## Task brief
Repeat, exactly and completely, the material that follows. Omit the pictures.

## Information provided

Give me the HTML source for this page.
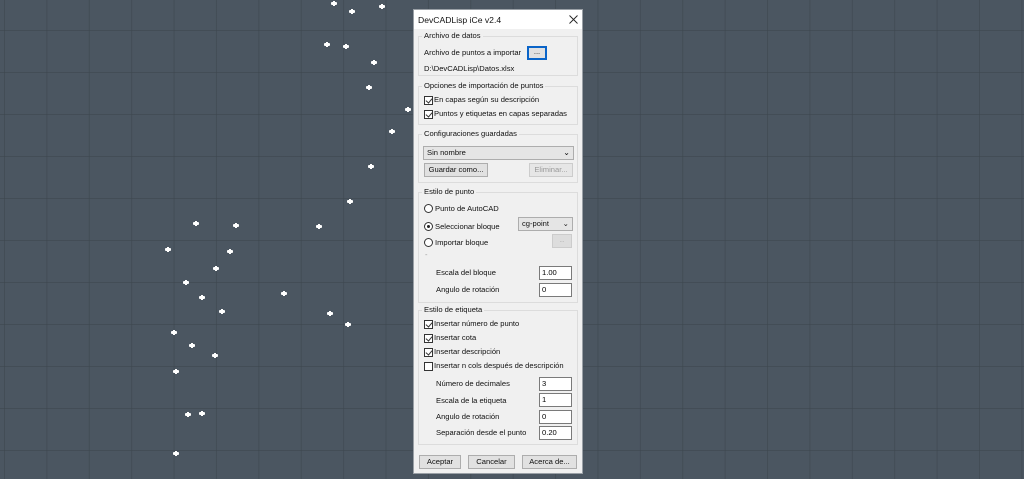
<!DOCTYPE html>
<html><head><meta charset="utf-8"><style>
*{margin:0;padding:0;box-sizing:border-box}
body{width:1024px;height:479px;overflow:hidden;position:relative;background-color:#4b5661;
background-image:linear-gradient(90deg,rgba(60,69,77,.55) 1px,transparent 1px),linear-gradient(0deg,rgba(60,69,77,.55) 1px,transparent 1px);
background-size:42.4px 42px;background-position:4px 31px;font-family:"Liberation Sans",sans-serif}
.p{position:absolute;width:6px;height:3px;background:#fff;border-radius:1px}
.p:after{content:"";position:absolute;left:2px;top:-1px;width:2px;height:5px;background:#fff}
.dlg{position:absolute;left:413px;top:9px;width:170px;height:465px;background:#f0f0f0;border:1px solid #9aa0a6}
.tb{position:absolute;left:0;top:0;width:168px;height:19px;background:#fff}
.t{position:absolute;font-size:7.6px;color:#111;white-space:nowrap;line-height:10px}
.g{position:absolute;border:1px solid #dcdcdc;left:4px;width:160px}
.gl{position:absolute;font-size:7.6px;color:#111;background:#f0f0f0;padding:0 2px;left:3px;top:-6px;line-height:10px;white-space:nowrap}
.cb{position:absolute;width:9px;height:9px;border:1px solid #333;background:#fff}
.cb.on:after{content:"";position:absolute;left:2px;top:0px;width:3px;height:5px;border:solid #333;border-width:0 1px 1px 0;transform:rotate(40deg)}
.rb{position:absolute;width:9px;height:9px;border:1px solid #333;border-radius:50%;background:#fff}
.rb.on:after{content:"";position:absolute;left:2px;top:2px;width:3px;height:3px;border-radius:50%;background:#222}
.in{position:absolute;width:33px;height:14px;background:#fff;border:1px solid #7a7a7a;font-size:7.6px;padding:1px 2px;line-height:10px}
.bt{position:absolute;height:14px;background:#e1e1e1;border:1px solid #adadad;font-size:7.6px;text-align:center;line-height:12px;color:#111}
</style></head><body>
<div class="p" style="left:331px;top:2px"></div><div class="p" style="left:349px;top:10px"></div><div class="p" style="left:379px;top:5px"></div>
<div class="p" style="left:324px;top:43px"></div><div class="p" style="left:343px;top:45px"></div><div class="p" style="left:371px;top:61px"></div>
<div class="p" style="left:366px;top:86px"></div><div class="p" style="left:405px;top:108px"></div><div class="p" style="left:389px;top:130px"></div>
<div class="p" style="left:368px;top:165px"></div><div class="p" style="left:347px;top:200px"></div><div class="p" style="left:316px;top:225px"></div>
<div class="p" style="left:193px;top:222px"></div><div class="p" style="left:233px;top:224px"></div><div class="p" style="left:165px;top:248px"></div>
<div class="p" style="left:227px;top:250px"></div><div class="p" style="left:213px;top:267px"></div><div class="p" style="left:183px;top:281px"></div>
<div class="p" style="left:199px;top:296px"></div><div class="p" style="left:281px;top:292px"></div><div class="p" style="left:219px;top:310px"></div>
<div class="p" style="left:327px;top:312px"></div><div class="p" style="left:345px;top:323px"></div><div class="p" style="left:171px;top:331px"></div>
<div class="p" style="left:189px;top:344px"></div><div class="p" style="left:212px;top:354px"></div><div class="p" style="left:173px;top:370px"></div>
<div class="p" style="left:185px;top:413px"></div><div class="p" style="left:199px;top:412px"></div><div class="p" style="left:173px;top:452px"></div>

<div class="dlg">
<div class="tb"></div>
<div class="t" style="left:4px;top:5px;font-size:8.6px">DevCADLisp iCe v2.4</div>
<svg style="position:absolute;left:155px;top:5px" width="9" height="9" viewBox="0 0 9 9"><path d="M0.5 0.5L8.5 8.5M8.5 0.5L0.5 8.5" stroke="#222" stroke-width="0.9" fill="none"/></svg>

<div class="g" style="top:26px;height:40px"><div class="gl">Archivo de datos</div></div>
<div class="t" style="left:10px;top:38px">Archivo de puntos a importar</div>
<div class="bt" style="left:113px;top:36px;width:20px;height:14px;border:2px solid #0a64c8;line-height:8px">...</div>
<div class="t" style="left:10px;top:54px">D:\DevCADLisp\Datos.xlsx</div>

<div class="g" style="top:76px;height:39px"><div class="gl">Opciones de importación de puntos</div></div>
<div class="cb on" style="left:10px;top:86px"></div><div class="t" style="left:20px;top:85px">En capas según su descripción</div>
<div class="cb on" style="left:10px;top:100px"></div><div class="t" style="left:20px;top:99px">Puntos y etiquetas en capas separadas</div>

<div class="g" style="top:124px;height:49px"><div class="gl">Configuraciones guardadas</div></div>
<div class="bt" style="left:9px;top:136px;width:151px;background:#e5e5e5;text-align:left;padding-left:3px">Sin nombre<span style="position:absolute;right:3px;font-size:8px">⌄</span></div>
<div class="bt" style="left:10px;top:153px;width:64px">Guardar como...</div>
<div class="bt" style="left:115px;top:153px;width:44px;color:#9a9a9a;border-color:#ccc;background:#e6e6e6">Eliminar...</div>

<div class="g" style="top:182px;height:111px"><div class="gl">Estilo de punto</div></div>
<div class="rb" style="left:10px;top:194px"></div><div class="t" style="left:21px;top:194px">Punto de AutoCAD</div>
<div class="rb on" style="left:10px;top:212px"></div><div class="t" style="left:21px;top:212px">Seleccionar bloque</div>
<div class="bt" style="left:104px;top:207px;width:55px;background:#e5e5e5;text-align:left;padding-left:3px">cg-point<span style="position:absolute;right:3px">⌄</span></div>
<div class="rb" style="left:10px;top:228px"></div><div class="t" style="left:21px;top:228px">Importar bloque</div>
<div class="bt" style="left:138px;top:224px;width:20px;color:#aaa;border-color:#ccc;background:#ddd;font-size:6px">...</div>
<div class="t" style="left:11px;top:240px;color:#999">-</div>
<div class="t" style="left:22px;top:258px">Escala del bloque</div><div class="in" style="left:125px;top:256px">1.00</div>
<div class="t" style="left:22px;top:275px">Angulo de rotación</div><div class="in" style="left:125px;top:273px">0</div>

<div class="g" style="top:300px;height:135px"><div class="gl">Estilo de etiqueta</div></div>
<div class="cb on" style="left:10px;top:310px"></div><div class="t" style="left:20px;top:309px">Insertar número de punto</div>
<div class="cb on" style="left:10px;top:324px"></div><div class="t" style="left:20px;top:323px">Insertar cota</div>
<div class="cb on" style="left:10px;top:338px"></div><div class="t" style="left:20px;top:337px">Insertar descripción</div>
<div class="cb" style="left:10px;top:352px"></div><div class="t" style="left:20px;top:351px">Insertar n cols después de descripción</div>
<div class="t" style="left:22px;top:369px">Número de decimales</div><div class="in" style="left:125px;top:367px">3</div>
<div class="t" style="left:22px;top:386px">Escala de la etiqueta</div><div class="in" style="left:125px;top:383px">1</div>
<div class="t" style="left:22px;top:402px">Angulo de rotación</div><div class="in" style="left:125px;top:400px">0</div>
<div class="t" style="left:22px;top:418px">Separación desde el punto</div><div class="in" style="left:125px;top:416px">0.20</div>

<div class="bt" style="left:5px;top:445px;width:42px">Aceptar</div>
<div class="bt" style="left:54px;top:445px;width:47px">Cancelar</div>
<div class="bt" style="left:108px;top:445px;width:55px">Acerca de...</div>
</div>
</body></html>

## Finished answer
Give me the HTML source for this page.
<!DOCTYPE html>
<html><head><meta charset="utf-8"><style>
*{margin:0;padding:0;box-sizing:border-box}
body{width:1024px;height:479px;overflow:hidden;position:relative;background-color:#4b5661;
background-image:linear-gradient(90deg,rgba(60,69,77,.55) 1px,transparent 1px),linear-gradient(0deg,rgba(60,69,77,.55) 1px,transparent 1px);
background-size:42.4px 42px;background-position:4px 31px;font-family:"Liberation Sans",sans-serif}
.p{position:absolute;width:6px;height:3px;background:#fff;border-radius:1px}
.p:after{content:"";position:absolute;left:2px;top:-1px;width:2px;height:5px;background:#fff}
.dlg{position:absolute;left:413px;top:9px;width:170px;height:465px;background:#f0f0f0;border:1px solid #9aa0a6}
.tb{position:absolute;left:0;top:0;width:168px;height:19px;background:#fff}
.t{position:absolute;font-size:7.6px;color:#111;white-space:nowrap;line-height:10px}
.g{position:absolute;border:1px solid #dcdcdc;left:4px;width:160px}
.gl{position:absolute;font-size:7.6px;color:#111;background:#f0f0f0;padding:0 2px;left:3px;top:-6px;line-height:10px;white-space:nowrap}
.cb{position:absolute;width:9px;height:9px;border:1px solid #333;background:#fff}
.cb.on:after{content:"";position:absolute;left:2px;top:0px;width:3px;height:5px;border:solid #333;border-width:0 1px 1px 0;transform:rotate(40deg)}
.rb{position:absolute;width:9px;height:9px;border:1px solid #333;border-radius:50%;background:#fff}
.rb.on:after{content:"";position:absolute;left:2px;top:2px;width:3px;height:3px;border-radius:50%;background:#222}
.in{position:absolute;width:33px;height:14px;background:#fff;border:1px solid #7a7a7a;font-size:7.6px;padding:1px 2px;line-height:10px}
.bt{position:absolute;height:14px;background:#e1e1e1;border:1px solid #adadad;font-size:7.6px;text-align:center;line-height:12px;color:#111}
</style></head><body>
<div class="p" style="left:331px;top:2px"></div><div class="p" style="left:349px;top:10px"></div><div class="p" style="left:379px;top:5px"></div>
<div class="p" style="left:324px;top:43px"></div><div class="p" style="left:343px;top:45px"></div><div class="p" style="left:371px;top:61px"></div>
<div class="p" style="left:366px;top:86px"></div><div class="p" style="left:405px;top:108px"></div><div class="p" style="left:389px;top:130px"></div>
<div class="p" style="left:368px;top:165px"></div><div class="p" style="left:347px;top:200px"></div><div class="p" style="left:316px;top:225px"></div>
<div class="p" style="left:193px;top:222px"></div><div class="p" style="left:233px;top:224px"></div><div class="p" style="left:165px;top:248px"></div>
<div class="p" style="left:227px;top:250px"></div><div class="p" style="left:213px;top:267px"></div><div class="p" style="left:183px;top:281px"></div>
<div class="p" style="left:199px;top:296px"></div><div class="p" style="left:281px;top:292px"></div><div class="p" style="left:219px;top:310px"></div>
<div class="p" style="left:327px;top:312px"></div><div class="p" style="left:345px;top:323px"></div><div class="p" style="left:171px;top:331px"></div>
<div class="p" style="left:189px;top:344px"></div><div class="p" style="left:212px;top:354px"></div><div class="p" style="left:173px;top:370px"></div>
<div class="p" style="left:185px;top:413px"></div><div class="p" style="left:199px;top:412px"></div><div class="p" style="left:173px;top:452px"></div>

<div class="dlg">
<div class="tb"></div>
<div class="t" style="left:4px;top:5px;font-size:8.6px">DevCADLisp iCe v2.4</div>
<svg style="position:absolute;left:155px;top:5px" width="9" height="9" viewBox="0 0 9 9"><path d="M0.5 0.5L8.5 8.5M8.5 0.5L0.5 8.5" stroke="#222" stroke-width="0.9" fill="none"/></svg>

<div class="g" style="top:26px;height:40px"><div class="gl">Archivo de datos</div></div>
<div class="t" style="left:10px;top:38px">Archivo de puntos a importar</div>
<div class="bt" style="left:113px;top:36px;width:20px;height:14px;border:2px solid #0a64c8;line-height:8px">...</div>
<div class="t" style="left:10px;top:54px">D:\DevCADLisp\Datos.xlsx</div>

<div class="g" style="top:76px;height:39px"><div class="gl">Opciones de importación de puntos</div></div>
<div class="cb on" style="left:10px;top:86px"></div><div class="t" style="left:20px;top:85px">En capas según su descripción</div>
<div class="cb on" style="left:10px;top:100px"></div><div class="t" style="left:20px;top:99px">Puntos y etiquetas en capas separadas</div>

<div class="g" style="top:124px;height:49px"><div class="gl">Configuraciones guardadas</div></div>
<div class="bt" style="left:9px;top:136px;width:151px;background:#e5e5e5;text-align:left;padding-left:3px">Sin nombre<span style="position:absolute;right:3px;font-size:8px">⌄</span></div>
<div class="bt" style="left:10px;top:153px;width:64px">Guardar como...</div>
<div class="bt" style="left:115px;top:153px;width:44px;color:#9a9a9a;border-color:#ccc;background:#e6e6e6">Eliminar...</div>

<div class="g" style="top:182px;height:111px"><div class="gl">Estilo de punto</div></div>
<div class="rb" style="left:10px;top:194px"></div><div class="t" style="left:21px;top:194px">Punto de AutoCAD</div>
<div class="rb on" style="left:10px;top:212px"></div><div class="t" style="left:21px;top:212px">Seleccionar bloque</div>
<div class="bt" style="left:104px;top:207px;width:55px;background:#e5e5e5;text-align:left;padding-left:3px">cg-point<span style="position:absolute;right:3px">⌄</span></div>
<div class="rb" style="left:10px;top:228px"></div><div class="t" style="left:21px;top:228px">Importar bloque</div>
<div class="bt" style="left:138px;top:224px;width:20px;color:#aaa;border-color:#ccc;background:#ddd;font-size:6px">...</div>
<div class="t" style="left:11px;top:240px;color:#999">-</div>
<div class="t" style="left:22px;top:258px">Escala del bloque</div><div class="in" style="left:125px;top:256px">1.00</div>
<div class="t" style="left:22px;top:275px">Angulo de rotación</div><div class="in" style="left:125px;top:273px">0</div>

<div class="g" style="top:300px;height:135px"><div class="gl">Estilo de etiqueta</div></div>
<div class="cb on" style="left:10px;top:310px"></div><div class="t" style="left:20px;top:309px">Insertar número de punto</div>
<div class="cb on" style="left:10px;top:324px"></div><div class="t" style="left:20px;top:323px">Insertar cota</div>
<div class="cb on" style="left:10px;top:338px"></div><div class="t" style="left:20px;top:337px">Insertar descripción</div>
<div class="cb" style="left:10px;top:352px"></div><div class="t" style="left:20px;top:351px">Insertar n cols después de descripción</div>
<div class="t" style="left:22px;top:369px">Número de decimales</div><div class="in" style="left:125px;top:367px">3</div>
<div class="t" style="left:22px;top:386px">Escala de la etiqueta</div><div class="in" style="left:125px;top:383px">1</div>
<div class="t" style="left:22px;top:402px">Angulo de rotación</div><div class="in" style="left:125px;top:400px">0</div>
<div class="t" style="left:22px;top:418px">Separación desde el punto</div><div class="in" style="left:125px;top:416px">0.20</div>

<div class="bt" style="left:5px;top:445px;width:42px">Aceptar</div>
<div class="bt" style="left:54px;top:445px;width:47px">Cancelar</div>
<div class="bt" style="left:108px;top:445px;width:55px">Acerca de...</div>
</div>
</body></html>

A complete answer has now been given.